What is needed – Scan the records for the word "styles". Copy each line that includes it.

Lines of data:

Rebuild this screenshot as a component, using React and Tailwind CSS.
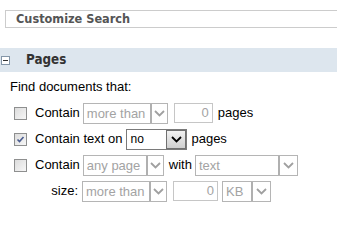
import React from 'react'

const Chevron = ({ color = "#a0a0a0" }) => (
    <svg width="11" height="7" viewBox="0 0 11 7">
        <path d="M1 1 L5.5 5.5 L10 1" fill="none" stroke={color} strokeWidth="1.8" />
    </svg>
)

const DisabledSelect = ({ value, width, arrow = 17 }) => (
    <div className="flex h-[21px] border border-[#b5b5b5] bg-white" style={{ width }}>
        <div className="flex-1 flex items-center pl-[3px] text-[13px] text-[#a3a3a3] leading-none whitespace-nowrap overflow-hidden">{value}</div>
        <div className="flex items-center justify-center border-l-2 border-[#b0b0b0]" style={{ width: arrow }}>
            <Chevron />
        </div>
    </div>
)

const DisabledInput = ({ value, width }) => (
    <div className="flex h-[20px] items-center justify-end border border-[#c6c6c6] bg-white pr-[3px] text-[13px] text-[#a3a3a3]" style={{ width }}>
        {value}
    </div>
)

const Checkbox = ({ checked }) => (
    <div className="w-[13px] h-[13px] border border-[#8e8f8f] bg-gradient-to-br from-[#dcdcdc] to-[#f7f7f7] flex items-center justify-center">
        {checked && (
            <svg width="9" height="9" viewBox="0 0 9 9">
                <path d="M1.5 4.5 L3.5 6.5 L7.5 2" fill="none" stroke="#4a5c8f" strokeWidth="1.6" />
            </svg>
        )}
    </div>
)

const App = () => {
    return (
        <div className="w-[337px] h-[249px] bg-white overflow-hidden font-['Liberation_Sans',Arial,sans-serif] text-[13px] text-black">
            <div className="pt-[10px] pl-[5px]">
                <div className="h-[18px] border border-r-0 border-[#cccccc] flex items-center pl-[10px]">
                    <span className="font-['DejaVu_Sans_Condensed','DejaVu_Sans',sans-serif] font-bold text-[12.6px] text-[#555555]">Customize Search</span>
                </div>
            </div>

            <div className="mt-[20px] h-[24px] bg-[#dde6ee] flex items-center">
                <div className="ml-[1px] w-[9px] h-[9px] border border-[#8496a8] bg-white flex items-center justify-center">
                    <div className="w-[5px] h-[1px] bg-[#333]" />
                </div>
                <span className="ml-[16px] font-['DejaVu_Sans_Condensed','DejaVu_Sans',sans-serif] font-bold text-[13.3px] text-[#333]">Pages</span>
            </div>

            <div className="pl-[10px]">
                <div className="h-[28px] flex items-center pt-[1px]">Find documents that:</div>

                <div className="h-[26px] flex items-center">
                    <div className="ml-[4px]"><Checkbox /></div>
                    <span className="ml-[8px]">Contain</span>
                    <div className="ml-[3px]"><DisabledSelect value="more than" width={85} /></div>
                    <div className="ml-[6px]"><DisabledInput value="0" width={39} /></div>
                    <span className="ml-[5px]">pages</span>
                </div>

                <div className="h-[26px] flex items-center">
                    <div className="ml-[4px]"><Checkbox checked /></div>
                    <span className="ml-[8px]">Contain text on</span>
                    <div className="ml-[4px] flex h-[21px] w-[61px] border border-[#7a7a7a] bg-white">
                        <div className="flex-1 flex items-center pl-[3px] text-[12px] leading-none">no</div>
                        <div className="w-[20px] flex items-center justify-center border border-[#707070] bg-gradient-to-b from-[#f2f2f2] to-[#cfcfcf]">
                            <Chevron color="#000" />
                        </div>
                    </div>
                    <span className="ml-[4px]">pages</span>
                </div>

                <div className="h-[26px] flex items-center">
                    <div className="ml-[4px]"><Checkbox /></div>
                    <span className="ml-[8px]">Contain</span>
                    <div className="ml-[3px]"><DisabledSelect value="any page" width={81} /></div>
                    <span className="ml-[5px]">with</span>
                    <div className="ml-[3px]"><DisabledSelect value="text" width={103} arrow={19} /></div>
                </div>

                <div className="h-[26px] flex items-center">
                    <span className="w-[68px] text-right">size:</span>
                    <div className="ml-[4px]"><DisabledSelect value="more than" width={85} /></div>
                    <div className="ml-[6px]"><DisabledInput value="0" width={45} /></div>
                    <div className="ml-[4px]"><DisabledSelect value="KB" width={49} arrow={19} /></div>
                </div>
            </div>
        </div>
    )
}

export default App
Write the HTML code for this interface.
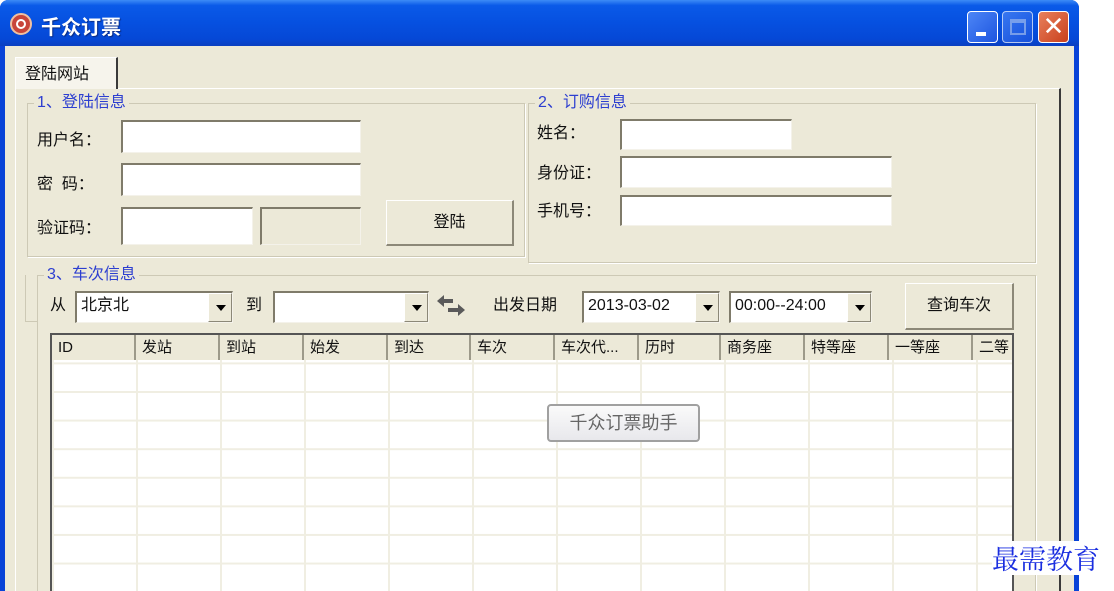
<!DOCTYPE html>
<html><head><meta charset="utf-8"><style>
*{margin:0;padding:0;box-sizing:border-box}
html,body{width:1114px;height:591px;overflow:hidden}
body{background:#fff;position:relative;font-family:"Liberation Sans","Noto Sans CJK SC",sans-serif;font-size:16px;color:#111}
.a{position:absolute}
.win{left:0;top:0;width:1079px;height:591px;background:#0843d8;border-radius:8px 8px 0 0}
.title{left:0;top:0;width:1079px;height:46px;border-radius:8px 8px 0 0;background:linear-gradient(#3d8cf6 0,#0a5ae8 12%,#0650e0 50%,#0548d6 85%,#0a3fc0 100%)}
.body{left:5px;top:46px;width:1069px;height:545px;background:#ece9d8}
.tbtn{top:11px;width:31px;height:32px;border:1px solid #fff;border-radius:4px;background:linear-gradient(135deg,#4d86f6,#1d55e0)}
.inp{background:#fff;border-top:2px solid #7f7b6a;border-left:2px solid #7f7b6a;border-right:1px solid #f4f2ea;border-bottom:1px solid #f4f2ea}
.grp{border:1px solid #cdc9b5;box-shadow:1px 1px 0 #fff}
.glab{background:#ece9d8;color:#2d3fd0;padding:0 3px;font-size:16px;line-height:18px}
.lab{font-size:16px;line-height:20px}
.btn{background:#ece9d8;border:1px solid #fff;border-right:2px solid #8c8878;border-bottom:2px solid #8c8878;text-align:center;font-size:16px}
.dd{width:24px;background:#ece9d8;border-left:1px solid #fff;border-top:1px solid #fff;border-right:1px solid #8c8878;border-bottom:1px solid #8c8878}
.dd:after{content:"";position:absolute;left:7px;top:11px;border:5px solid transparent;border-top:6px solid #000;border-bottom:0}
.hd{top:335px;height:25px;background:#ece9d8;border-right:2px solid #9d9a8a;font-size:15px;line-height:25px;padding-left:6px;overflow:hidden;white-space:nowrap}
</style></head><body>
<div class="a win"></div>
<div class="a title"></div>
<div class="a" style="left:10px;top:13px;width:22px;height:22px;border-radius:50%;background:#c8453a;border:2px solid #f0c0a0"></div>
<div class="a" style="left:16px;top:19px;width:10px;height:10px;border-radius:50%;border:2px solid #fff"></div>
<div class="a" style="left:41px;top:11px;color:#fff;font-weight:bold;font-size:20px;text-shadow:1px 1px 1px #0a2a80">千众订票</div>
<div class="a tbtn" style="left:967px"><div class="a" style="left:8px;top:20px;width:10px;height:4px;background:#fff"></div></div>
<div class="a tbtn" style="left:1002px;opacity:.7"><div class="a" style="left:7px;top:7px;width:16px;height:16px;border:2px solid #a8c0f0;border-top-width:4px"></div></div>
<div class="a tbtn" style="left:1038px;background:linear-gradient(135deg,#e8805c,#c9401c);color:#fff;font-size:26px;line-height:29px;text-align:center">✕</div>
<div class="a body"></div>
<div class="a" style="left:15px;top:88px;width:1046px;height:503px;border-top:1px solid #fff;border-left:1px solid #fff;border-right:2px solid #3a3a3a"></div>
<div class="a" style="left:15px;top:57px;width:103px;height:32px;background:#f6f4ec;border:1px solid #fff;border-right:2px solid #3a3a3a;border-bottom:none;font-size:16px;line-height:34px;padding-left:9px">登陆网站</div>
<div class="a grp" style="left:27px;top:103px;width:498px;height:154px"></div>
<div class="a glab" style="left:34px;top:94px">1、登陆信息</div>
<div class="a lab" style="left:37px;top:131px">用户名：</div>
<div class="a lab" style="left:37px;top:175px">密&nbsp;&nbsp;码：</div>
<div class="a lab" style="left:37px;top:219px">验证码：</div>
<div class="a inp" style="left:121px;top:120px;width:240px;height:33px"></div>
<div class="a inp" style="left:121px;top:163px;width:240px;height:33px"></div>
<div class="a inp" style="left:121px;top:207px;width:132px;height:38px"></div>
<div class="a inp" style="left:260px;top:207px;width:101px;height:38px;background:#ece9d8"></div>
<div class="a btn" style="left:386px;top:200px;width:128px;height:46px;line-height:44px">登陆</div>
<div class="a grp" style="left:528px;top:103px;width:508px;height:160px"></div>
<div class="a glab" style="left:535px;top:94px">2、订购信息</div>
<div class="a lab" style="left:537px;top:124px">姓名：</div>
<div class="a lab" style="left:537px;top:164px">身份证：</div>
<div class="a lab" style="left:537px;top:202px">手机号：</div>
<div class="a inp" style="left:620px;top:119px;width:172px;height:31px"></div>
<div class="a inp" style="left:620px;top:156px;width:272px;height:32px"></div>
<div class="a inp" style="left:620px;top:195px;width:272px;height:31px"></div>
<div class="a grp" style="left:37px;top:275px;width:999px;height:330px"></div>
<div class="a" style="left:25px;top:275px;width:13px;height:47px;border-left:1px solid #cdc9b5;border-bottom:1px solid #cdc9b5"></div>
<div class="a glab" style="left:44px;top:266px">3、车次信息</div>
<div class="a lab" style="left:50px;top:296px">从</div>
<div class="a inp" style="left:75px;top:291px;width:158px;height:32px;padding-left:4px;font-size:16px;line-height:26px">北京北<div class="a dd" style="right:0;top:0;height:29px"></div></div>
<div class="a lab" style="left:246px;top:296px">到</div>
<div class="a inp" style="left:273px;top:291px;width:156px;height:32px"><div class="a dd" style="right:0;top:0;height:29px"></div></div>
<svg class="a" style="left:435px;top:292px" width="32" height="28" viewBox="0 0 32 28"><path d="M2 9 L9 3 V7 H18 V11 H9 V15 Z" fill="#5a5a5a"/><path d="M30 18 L23 12 V16 H13 V20 H23 V24 Z" fill="#5a5a5a"/></svg>
<div class="a lab" style="left:493px;top:296px">出发日期</div>
<div class="a inp" style="left:582px;top:291px;width:138px;height:32px;padding-left:4px;font-size:16px;line-height:26px">2013-03-02<div class="a dd" style="right:0;top:0;height:29px"></div></div>
<div class="a inp" style="left:729px;top:291px;width:143px;height:32px;padding-left:4px;font-size:16px;line-height:26px">00:00--24:00<div class="a dd" style="right:0;top:0;height:29px"></div></div>
<div class="a btn" style="left:905px;top:283px;width:109px;height:47px;line-height:44px">查询车次</div>
<div class="a" style="left:50px;top:333px;width:964px;height:258px;background:#fff;border-left:2px solid #555;border-top:2px solid #555;border-right:2px solid #555;overflow:hidden">
<div style="position:absolute;left:0;top:0;width:100%;height:100%;background-image:linear-gradient(to right,#f0eee2 2px,transparent 2px),linear-gradient(#f0eee2 2px,transparent 2px);background-size:84px 28.6px,84px 28.6px;background-position:84px 0,0 56px"></div>
</div>
<div class="a hd" style="left:52px;width:84px">ID</div>
<div class="a hd" style="left:136px;width:84px">发站</div>
<div class="a hd" style="left:220px;width:84px">到站</div>
<div class="a hd" style="left:304px;width:84px">始发</div>
<div class="a hd" style="left:388px;width:83px">到达</div>
<div class="a hd" style="left:471px;width:84px">车次</div>
<div class="a hd" style="left:555px;width:84px">车次代...</div>
<div class="a hd" style="left:639px;width:82px">历时</div>
<div class="a hd" style="left:721px;width:84px">商务座</div>
<div class="a hd" style="left:805px;width:84px">特等座</div>
<div class="a hd" style="left:889px;width:84px">一等座</div>
<div class="a hd" style="left:973px;width:39px;border-right:none">二等</div>
<div class="a" style="left:547px;top:404px;width:153px;height:38px;border:2px solid #a0a0a0;border-radius:4px;background:linear-gradient(#fafafa,#e8e8ec);color:#666;font-size:18px;line-height:34px;text-align:center">千众订票助手</div>
<div class="a" style="left:1079px;top:0;width:35px;height:591px;background:#fff"></div>
<div class="a" style="left:992px;top:541px;color:#1a2ee0;font-family:'Noto Serif CJK SC',serif;font-size:27px;line-height:34px;background:#fff">最需教育</div>
</body></html>
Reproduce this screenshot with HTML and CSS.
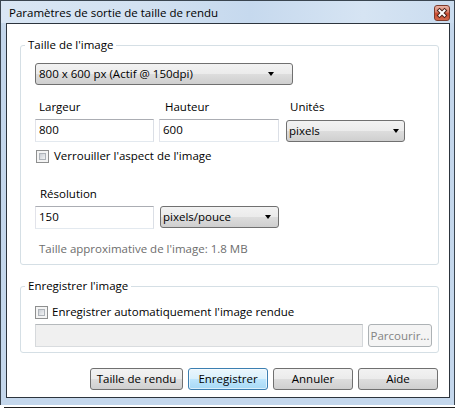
FILE: index.html
```html
<!DOCTYPE html>
<html lang="fr">
<head>
<meta charset="utf-8">
<title>Paramètres de sortie de taille de rendu</title>
<link rel="stylesheet" href="styles.css">
</head>
<body>
<div class="window">
  <div class="titlebar">
    <span class="title">Paramètres de sortie de taille de rendu</span>
    <span class="close">
      <svg width="14" height="14" viewBox="0 0 14 14">
        <path d="M4.5 4.5L9.5 9.5M9.5 4.5L4.5 9.5" stroke="#4b2219" stroke-width="4" stroke-linecap="square" fill="none"/>
        <path d="M4.5 4.5L9.5 9.5M9.5 4.5L4.5 9.5" stroke="#ffffff" stroke-width="2" stroke-linecap="square" fill="none"/>
      </svg>
    </span>
  </div>
  <div class="client">
    <fieldset class="group group-size">
      <legend>Taille de l'image</legend>
      <div class="group-body body-size">
        <div class="combo combo-preset"><span>800 x 600 px (Actif @ 150dpi)</span><i class="arrow"></i></div>
        <div class="dims">
          <span class="lbl lbl-w">Largeur</span>
          <span class="lbl lbl-h">Hauteur</span>
          <span class="lbl lbl-u">Unités</span>
          <span class="field field-w">800</span>
          <span class="field field-h">600</span>
          <span class="combo combo-units"><span>pixels</span><i class="arrow"></i></span>
        </div>
        <div class="check check-lock"><span class="box"></span><span>Verrouiller l'aspect de l'image</span></div>
        <div class="lbl lbl-res">Résolution</div>
        <div class="res-row">
          <span class="field field-res">150</span>
          <span class="combo combo-res"><span>pixels/pouce</span><i class="arrow"></i></span>
        </div>
        <div class="note">Taille approximative de l'image: 1.8 MB</div>
      </div>
    </fieldset>
    <fieldset class="group group-save">
      <legend>Enregistrer l'image</legend>
      <div class="group-body body-save">
        <div class="check check-auto"><span class="box"></span><span>Enregistrer automatiquement l'image rendue</span></div>
        <div class="path-row">
          <span class="field field-path disabled"></span>
          <span class="btn btn-browse disabled">Parcourir...</span>
        </div>
      </div>
    </fieldset>
    <div class="buttons">
      <span class="btn btn-size">Taille de rendu</span>
      <span class="btn btn-default btn-save">Enregistrer</span>
      <span class="btn btn-cancel">Annuler</span>
      <span class="btn btn-help">Aide</span>
    </div>
  </div>
</div>
<div class="edge"></div>
</body>
</html>
```

FILE: styles.css
```css
html, body {
  margin: 0;
  padding: 0;
  background: #ffffff;
}

body {
  font-family: "Open Sans", "Noto Sans", sans-serif;
  font-size: 11.5px;
  color: #000;
}

.window {
  width: 455px;
  height: 405px;
  box-sizing: border-box;
  border: 1px solid #3a4550;
  border-bottom: 0;
  padding: 0 4px 7px 5px;
  background: linear-gradient(to bottom, #cfdfef 0px, #c3d6eb 30px, #c4d7ec 100%);
  display: flex;
  flex-direction: column;
}

.titlebar {
  height: 22px;
  flex: none;
  display: flex;
  align-items: flex-start;
  justify-content: space-between;
  margin: 0 -4px 0 -5px;
  padding: 0 4px 0 5px;
  background: linear-gradient(to right, #d9e6f4 0%, #d2e1f1 30%, #c6d9ee 55%, #d6e4f3 80%, #cadcef 100%);
}

.title {
  padding-left: 3px;
  line-height: 24px;
  font-size: 11.5px;
  white-space: nowrap;
}

.close {
  margin-top: 4px;
  width: 16px;
  height: 16px;
  box-sizing: border-box;
  border: 1px solid #7d3b2c;
  border-radius: 3px;
  background: linear-gradient(to bottom, #eab4a6 0%, #dc8470 40%, #c9492e 55%, #d5694c 100%);
  display: flex;
  align-items: center;
  justify-content: center;
}

.close svg {
  display: block;
}

.client {
  flex: 1;
  background: #ffffff;
  border: 1px solid #2c343d;
  display: flex;
  flex-direction: column;
}

.group {
  margin: 0 10px 0 13px;
  padding: 0;
  border: 1px solid #d5dfe5;
  border-radius: 3px;
  min-width: 0;
}

.group legend {
  margin-left: 4px;
  padding: 0 3px;
  line-height: 16px;
}

.group-size {
  margin-top: 13px;
}

.group-save {
  margin-top: 13px;
}

.group-body {
  display: flex;
  flex-direction: column;
  align-items: flex-start;
}

.body-size {
  padding: 10px 0 7px 14px;
}

.body-save {
  padding: 10px 0 5px 14px;
}

/* combo boxes */
.combo {
  box-sizing: border-box;
  height: 22px;
  border: 1px solid #707070;
  border-radius: 3px;
  background: linear-gradient(to bottom, #f2f2f2 0%, #ebebeb 50%, #dddddd 50%, #cfcfcf 100%);
  display: flex;
  align-items: center;
  justify-content: space-between;
  padding-left: 2px;
  line-height: 18px;
  white-space: nowrap;
}

.arrow {
  width: 0;
  height: 0;
  border-left: 3.5px solid transparent;
  border-right: 3.5px solid transparent;
  border-top: 4px solid #000;
}

.combo-preset {
  width: 258px;
  padding-left: 3px;
  padding-right: 18px;
}

.combo-units {
  width: 119px;
  padding-right: 5px;
}

.combo-res {
  width: 119px;
  padding-right: 7px;
}

/* text fields */
.field {
  box-sizing: border-box;
  height: 23px;
  border: 1px solid;
  border-color: #abadb3 #dbdfe6 #e3e9ef #e2e3ea;
  background: #fff;
  padding-left: 3px;
  line-height: 20px;
  display: block;
}

.field-w { width: 119px; }
.field-h { width: 120px; }
.field-res { width: 119px; }

.field.disabled {
  background: #f0f0f0;
  border-color: #b5b9bc #d4d7da #d9dcdf #d6d9dc;
}

.field-path {
  width: 328px;
}

.dims {
  margin-top: 14px;
  display: grid;
  grid-template-columns: 124px 127px 119px;
  row-gap: 4px;
  align-items: center;
}

.lbl {
  line-height: 16px;
}

.lbl-w { padding-left: 4px; }
.lbl-h { padding-left: 6px; }
.lbl-u { padding-left: 4px; }

/* checkboxes */
.check {
  display: flex;
  align-items: center;
  line-height: 16px;
  white-space: nowrap;
}

.box {
  width: 13px;
  height: 13px;
  box-sizing: border-box;
  border: 1px solid #8e8f8f;
  background: #f4f4f4;
  padding: 2px;
  flex: none;
}

.box::after {
  content: "";
  display: block;
  width: 7px;
  height: 7px;
  box-sizing: border-box;
  border: 1px solid #aeb3b9;
  background: linear-gradient(135deg, #cbcfd5 0%, #f2f3f4 100%);
}

.check-lock {
  margin-top: 6px;
  padding-left: 1px;
  gap: 5px;
}

.check-auto {
  gap: 4px;
}

.lbl-res {
  margin-top: 22px;
  padding-left: 5px;
}

.res-row {
  margin-top: 4px;
  display: flex;
  gap: 6px;
}

.note {
  margin-top: 12px;
  padding-left: 4px;
  line-height: 16px;
  color: #6d6d6d;
}

.path-row {
  margin-top: 4px;
  display: flex;
  gap: 5px;
}

/* buttons */
.btn {
  box-sizing: border-box;
  height: 22px;
  border: 1px solid #707070;
  border-radius: 3px;
  background: linear-gradient(to bottom, #f2f2f2 0%, #ebebeb 50%, #dddddd 50%, #cfcfcf 100%);
  display: flex;
  align-items: center;
  justify-content: center;
  white-space: nowrap;
  line-height: 18px;
}

.btn-browse {
  width: 64px;
  height: 23px;
}

.btn.disabled {
  border-color: #adb2b5;
  background: #f4f4f4;
  color: #838383;
}

.btn-default {
  border-color: #3c7fb1;
  background: linear-gradient(to bottom, #eaf6fd 0%, #d9f0fc 50%, #bee6fd 50%, #a7d9f5 100%);
  box-shadow: inset 0 0 0 1px rgba(255, 255, 255, 0.6);
}

.buttons {
  margin: 15px 11px 0 0;
  display: flex;
  justify-content: flex-end;
  gap: 5px;
}

.btn-size { width: 93px; }
.btn-save { width: 80px; }
.btn-cancel { width: 80px; }
.btn-help { width: 80px; }

.edge {
  margin: 2px 0 0 4px;
  width: 451px;
  height: 1px;
  background: #1f1f1f;
}
```
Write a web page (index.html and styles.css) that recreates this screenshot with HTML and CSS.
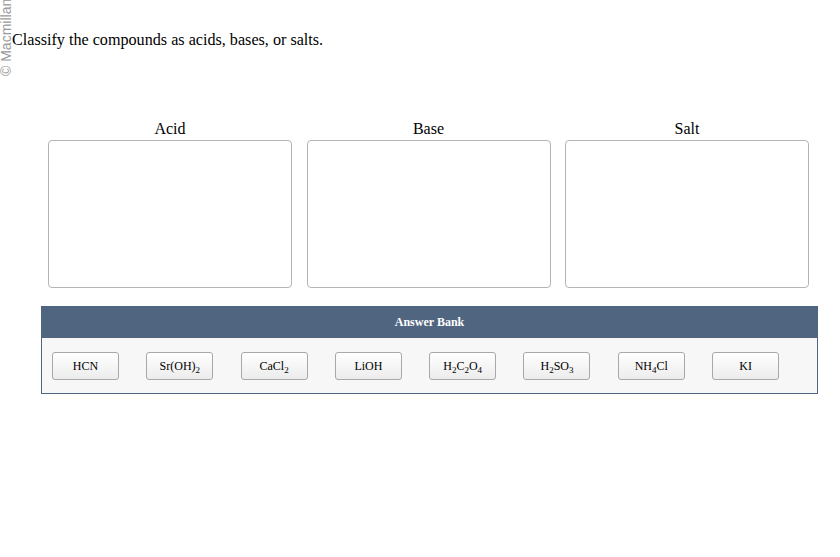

Solution to this task –
<link rel="stylesheet" href="styles.css">
FILE: styles.css
Write a web page (index.html and styles.css) that recreates this screenshot with HTML and CSS.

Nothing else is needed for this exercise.